The Digital Video Machine and Video Binloop use a special implementation of the FAT32 file system.

This file system is widely used, and will allow your flash cards to be accessible from any Windows based PC or MAC computer. Although the supported volume size of Compact Flash cards is much larger, the maximum file size supported by the FAT32 implementation in the reproducers is 2GB. Your Windows PC will allow you to copy a larger file (up to 4GB) to the flash card, but the reproducer will not be able to access this file. This will result in a fault condition (Red flashing LED) if you attempt to play the file.

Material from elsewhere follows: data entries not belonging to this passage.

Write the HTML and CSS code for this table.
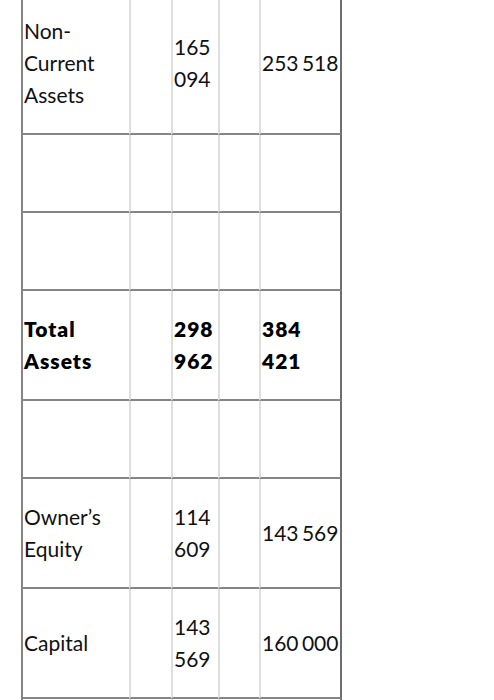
FILE: index.html
```html
<!DOCTYPE html>
<html lang="en">
<head>
<meta charset="utf-8">
<title>Balance sheet</title>
<link rel="stylesheet" href="styles.css">
</head>
<body>
<table class="sheet">
  <colgroup>
    <col class="c-label">
    <col class="c-gap1">
    <col class="c-y1">
    <col class="c-gap2">
    <col class="c-y2">
  </colgroup>
  <tbody>
    <tr class="r3">
      <td>Non-Current Assets</td>
      <td></td>
      <td>165 094</td>
      <td></td>
      <td class="whole">253 518</td>
    </tr>
    <tr class="r1"><td></td><td></td><td></td><td></td><td></td></tr>
    <tr class="r1"><td></td><td></td><td></td><td></td><td></td></tr>
    <tr class="total">
      <td>Total Assets</td>
      <td></td>
      <td>298 962</td>
      <td></td>
      <td>384 421</td>
    </tr>
    <tr class="r1"><td></td><td></td><td></td><td></td><td></td></tr>
    <tr>
      <td>Owner’s Equity</td>
      <td></td>
      <td>114 609</td>
      <td></td>
      <td class="whole">143 569</td>
    </tr>
    <tr>
      <td>Capital</td>
      <td></td>
      <td>143 569</td>
      <td></td>
      <td class="whole">160 000</td>
    </tr>
    <tr class="r1"><td></td><td></td><td></td><td></td><td></td></tr>
  </tbody>
</table>
</body>
</html>
```

FILE: styles.css
```css
html, body {
  margin: 0;
  padding: 0;
  background: #ffffff;
}

body {
  font-family: Lato, "Liberation Sans", sans-serif;
  font-size: 21px;
  line-height: 32px;
  color: #111111;
  overflow: hidden;
}

.sheet {
  margin: -7px 0 0 21px;
  border-collapse: separate;
  border-spacing: 0;
  table-layout: fixed;
  width: 321px;
}

.c-label { width: 108px; }
.c-gap1 { width: 42px; }
.c-y1 { width: 47px; }
.c-gap2 { width: 41px; }
.c-y2 { width: 83px; }

.sheet td {
  box-sizing: border-box;
  padding: 22px 0 22px 1px;
  vertical-align: middle;
  text-align: left;
  border-left: 2px solid #dedede;
  border-bottom: 2px solid #858585;
}

.sheet td:first-child {
  border-left-color: #858585;
}

.sheet td:last-child {
  border-right: 2px solid #6e6e6e;
}

.sheet td.whole {
  white-space: nowrap;
  word-spacing: -2px;
}

.sheet .r1 td {
  height: 78px;
}

.sheet .total td {
  font-weight: 800;
  letter-spacing: 1px;
  color: #000000;
}

.sheet .total td:last-child {
  padding-right: 12px;
}
```
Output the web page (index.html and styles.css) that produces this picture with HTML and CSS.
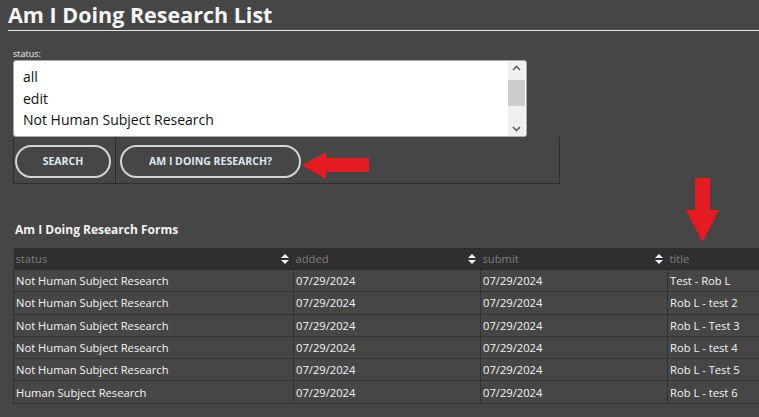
FILE: index.html
```html
<!DOCTYPE html>
<html>
<head>
<meta charset="utf-8">
<link rel="stylesheet" href="styles.css">
</head>
<body>
<h1 class="title">Am I Doing Research List</h1>
<form class="filter">
  <label class="label">status:</label>
  <div class="selectbox">
    <div class="options">
      <div class="opt">all</div>
      <div class="opt">edit</div>
      <div class="opt">Not Human Subject Research</div>
    </div>
    <div class="scrollbar">
      <svg class="sb-arrow" width="17" height="14" viewBox="0 0 17 14"><path d="M5 9 L8.5 5.5 L12 9" fill="none" stroke="#606060" stroke-width="1.6"/></svg>
      <div class="sb-track"><div class="sb-thumb"></div></div>
      <svg class="sb-arrow" width="17" height="14" viewBox="0 0 17 14"><path d="M5 5 L8.5 8.5 L12 5" fill="none" stroke="#606060" stroke-width="1.6"/></svg>
    </div>
  </div>
  <div class="btnrow">
    <div class="cell cell-first"><button type="button" class="pill pill-search">SEARCH</button></div>
    <div class="cell cell-second">
      <button type="button" class="pill pill-research">AM I DOING RESEARCH?</button>
      <svg class="arrow-left" width="70" height="30" viewBox="0 0 70 30"><polygon points="0,14 24,1 24,7 67,7 67,21 24,21 24,28" fill="#e51b24"/></svg>
    </div>
  </div>
</form>
<svg class="arrow-down" width="34" height="66" viewBox="0 0 34 66"><polygon points="9,0 24,0 24,32 33,32 16.5,64 0,32 9,32" fill="#e51b24"/></svg>
<h2 class="subtitle">Am I Doing Research Forms</h2>
<div class="gridwrap">
<table class="grid">
  <thead>
    <tr>
      <th class="c1">status<span class="sort"></span></th>
      <th class="c2">added<span class="sort"></span></th>
      <th class="c3">submit<span class="sort"></span></th>
      <th class="c4">title</th>
    </tr>
  </thead>
  <tbody>
    <tr><td>Not Human Subject Research</td><td>07/29/2024</td><td>07/29/2024</td><td>Test - Rob L</td></tr>
    <tr><td>Not Human Subject Research</td><td>07/29/2024</td><td>07/29/2024</td><td>Rob L - test 2</td></tr>
    <tr><td>Not Human Subject Research</td><td>07/29/2024</td><td>07/29/2024</td><td>Rob L - Test 3</td></tr>
    <tr><td>Not Human Subject Research</td><td>07/29/2024</td><td>07/29/2024</td><td>Rob L - test 4</td></tr>
    <tr><td>Not Human Subject Research</td><td>07/29/2024</td><td>07/29/2024</td><td>Rob L - Test 5</td></tr>
    <tr><td>Human Subject Research</td><td>07/29/2024</td><td>07/29/2024</td><td>Rob L - test 6</td></tr>
  </tbody>
</table>
</div>
</body>
</html>
```
FILE: styles.css
```css
html, body {
  margin: 0;
  padding: 0;
  background: #464646;
  overflow: hidden;
}
body {
  font-family: "Open Sans", "Liberation Sans", sans-serif;
  color: #f2f2f2;
  padding: 0 0 0 8px;
  position: relative;
}
.title {
  margin: 0;
  font-size: 21.5px;
  font-weight: 700;
  line-height: 30px;
  height: 30px;
  color: #f4f4f4;
  border-bottom: 1px solid #e6e6e6;
}
.filter {
  margin: 16px 0 0 5px;
  display: flex;
  flex-direction: column;
  width: 547px;
}
.label {
  font-size: 9px;
  line-height: 13px;
  height: 13px;
  color: #f2f2f2;
}
.selectbox {
  width: 514px;
  height: 77px;
  box-sizing: border-box;
  border: 1px solid #a8a8a8;
  border-radius: 3px;
  background: #fff;
  display: flex;
  overflow: hidden;
}
.options {
  flex: 1;
  padding: 5px 0 0 9px;
}
.opt {
  font-size: 14px;
  line-height: 21.5px;
  color: #111;
}
.scrollbar {
  width: 17px;
  margin-right: 1px;
  background: #f0f0f0;
  display: flex;
  flex-direction: column;
}
.sb-arrow { display: block; flex: none; }
.sb-track {
  flex: 1;
  padding-top: 5px;
}
.sb-thumb {
  height: 26px;
  background: #cdcdcd;
}
.btnrow {
  display: flex;
  height: 47px;
  box-sizing: border-box;
  border: 1px solid #2e2e2e;
  border-top: none;
}
.cell {
  display: flex;
  align-items: center;
}
.cell-first {
  width: 100px;
  border-right: 1px solid #2e2e2e;
  padding-left: 1px;
}
.cell-second {
  flex: 1;
  padding-left: 4px;
  position: relative;
}
.pill {
  height: 33px;
  box-sizing: border-box;
  border: 2px solid #d4d4d4;
  border-radius: 17px;
  background: #464646;
  color: #dfe6ee;
  font-family: "Open Sans", "Liberation Sans", sans-serif;
  font-size: 10.5px;
  font-weight: 700;
  padding: 0;
  margin-top: 2px;
}
.pill-search { width: 96px; }
.pill-research { width: 181px; }
.arrow-left {
  position: absolute;
  left: 186px;
  top: 14px;
}
.arrow-down {
  position: absolute;
  left: 686px;
  top: 178px;
}
.subtitle {
  margin: 38px 0 0 7px;
  font-size: 12px;
  font-weight: 700;
  line-height: 16px;
  color: #f2f2f2;
}
.gridwrap {
  width: 751px;
  overflow: hidden;
}
.grid {
  margin: 10px 0 0 5px;
  border-collapse: collapse;
  table-layout: fixed;
  width: 860px;
  font-size: 11.2px;
}
.grid th {
  background: #2f2f2f;
  color: #7e7e7e;
  font-weight: 400;
  text-align: left;
  height: 22px;
  padding: 0 0 0 2px;
  position: relative;
  line-height: 22px;
}
.grid .c1 { width: 278px; }
.grid .c2 { width: 185px; }
.grid .c3 { width: 185px; }
.sort {
  position: absolute;
  right: 5px;
  top: 6px;
  width: 8px;
  height: 10px;
}
.sort::before, .sort::after {
  content: "";
  position: absolute;
  left: 0;
  border-left: 4px solid transparent;
  border-right: 4px solid transparent;
}
.sort::before {
  top: 0;
  border-bottom: 4px solid #f2f2f2;
}
.sort::after {
  bottom: 0;
  border-top: 4px solid #f2f2f2;
}
.grid td {
  height: 21.3px;
  padding: 0 0 0 2px;
  border: 1px solid #333;
  border-top: none;
  color: #f4f4f4;
  line-height: 21px;
  white-space: nowrap;
}
```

If your application requires a longer playback time than a 2GB limitation will allow, the best solution is ‘split’ the file into several segments using a file-splitting program. One suggestion is a software package called File Splitter, which can be downloaded at http://www.filesplitter.org/. Using this method, a large file can be separated into several segments which a reproducer can treat as a single coherent video file. Here’s how it works.


Let’s say that you have encoded a 5GB video file (Program Stream) that you want to play in the DVM. First, you will need to use a utility (like File Splitter) to divide this file into several chunks smaller than 2GB. To be safe, you could divide the file into 1GB chunks. When the splitting process is complete, you should have 5 files. Rename those files like this:

VID00001.MPG
VID00001.001
VID00001.002
VID00001.003
VID00001.004

Keep in mind that VID00001.MPG is the first segment, VID00001.001 is the second segment, and so on. When you are finished renaming the files, copy them to the DVM’s Compact Flash card. At this point, all you have to do is treat VID00001.MPG as you normally would. For example, if you send a command to Play File #1, the reproducer will automatically play through all of the file chunks without you having to do anything special. You can also send a command to Loop File #1, and the entire file will loop from start to finish just as you would expect.